The spot where Palme was shot is marked with a simple plaque; the street leading to the crossroads has been renamed Olof Palme Gata.  It's a reminder that even the most civilised, well-to-do nations have a dark underbelly, and we all need to be vigilant to make sure it's not victorious.


Damp but smiling, I reached the last station of the day, Hötorget.  I negotiated a crowd of tourists about to embark on a walking tour, pulling on ponchos and raising umbrellas, and descended to the platform below.


Hötorget's been deliberately preserved in its 1950s state, with the pale blue tiles and orange litter bins, to give you an idea of what it was like when it first opened.  Apart from the neon, of course.  That was added in the 1990s, with the roof being specially lowered to allow the wiring to be inserted.

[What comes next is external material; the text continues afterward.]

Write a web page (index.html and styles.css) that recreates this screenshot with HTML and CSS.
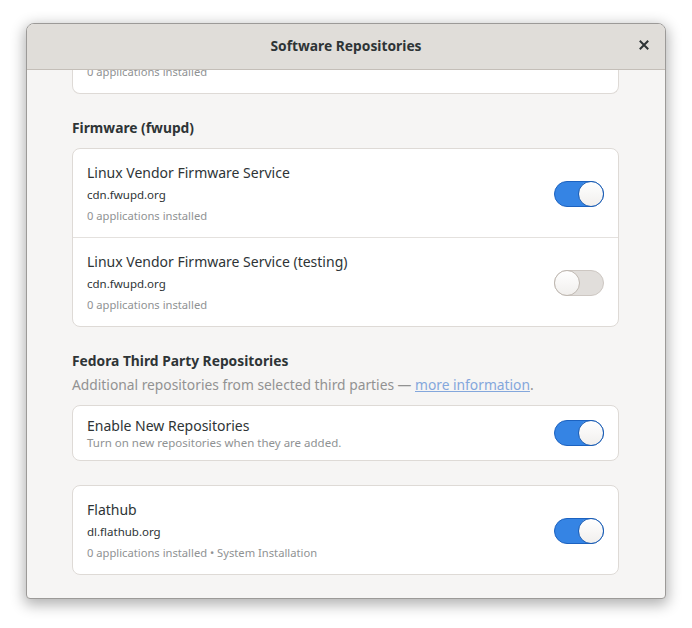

You know how I said The Art on the Tunnelbana was a wonderful thing, and should be encouraged?  I take that back.  At Hötorget it was a distraction.  This could've been a delightful throwback, an experience, and instead you've got a roof looking like a Vegas jukebox.  Fortunately they've left the signage intact, so if you look away from the streaks of pastel you can pretend it's the 1950s and Khrushchev could bomb you at any moment.


That was another section of the Tunnelbana completed, another branch to cross off the list.  Two days in and it was shrinking all the time.  It'd soon be over, unfortunately.